Special purpose computer architectures and methods for volume visualization are known in the art. Traditional methods of volume visualization typically operate by scanning through a volume dataset in a sequential manner in order to provide an accurate representation of an object. For example, Cube-4, an architecture developed by Dr. Arie Kaufman, Ingmar Bitter and Dr. Hanspeter Pfister, some of whom are also named inventors in the present application, is a special purpose scalable volume rendering architecture based on slice-parallel ray-casting. Cube-4 is capable of delivering true real-time ray-casting of high resolution datasets (e.g., 10243 16-bit voxels at 30 Hertz frame rate). However, Cube-4 cannot deliver such real-time performance for perspective projections. Presently, in known prior art rendering systems, the use of perspective projections either increases the rendering time or decreases the projected image quality. Additionally, prior architectures do not provide the ability to combine volumes and geometries into a single image.

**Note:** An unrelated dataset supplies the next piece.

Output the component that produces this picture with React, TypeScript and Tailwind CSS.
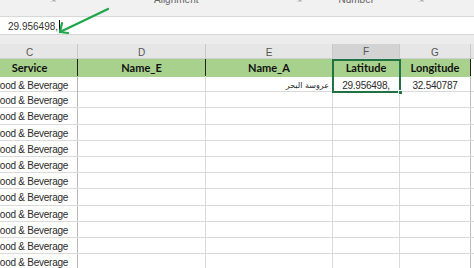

Referring now to FIG. 1, a conventional volume visualization system 1 is shown. As illustrated in FIG. 1, the volume data is stored on a disk 2 and loaded into memory 4 before rendering. A Central Processing Unit (CPU) 6 then computes the volume rendered image from the data residing in memory 4. The final image is written to a frame buffer 8, which is typically embedded on a graphics card, for displaying on a monitor 9 or similar display device.
The present invention, therefore, is intended to provide a method and apparatus which significantly enhances the capabilities of known methods and apparatus to the extent that it can be considered a new generation of imaging data processing.
Other and further objects will be made known to the artisan as a result of the present disclosure, and it is intended to include all such objects which are realized as a result of the disclosed invention.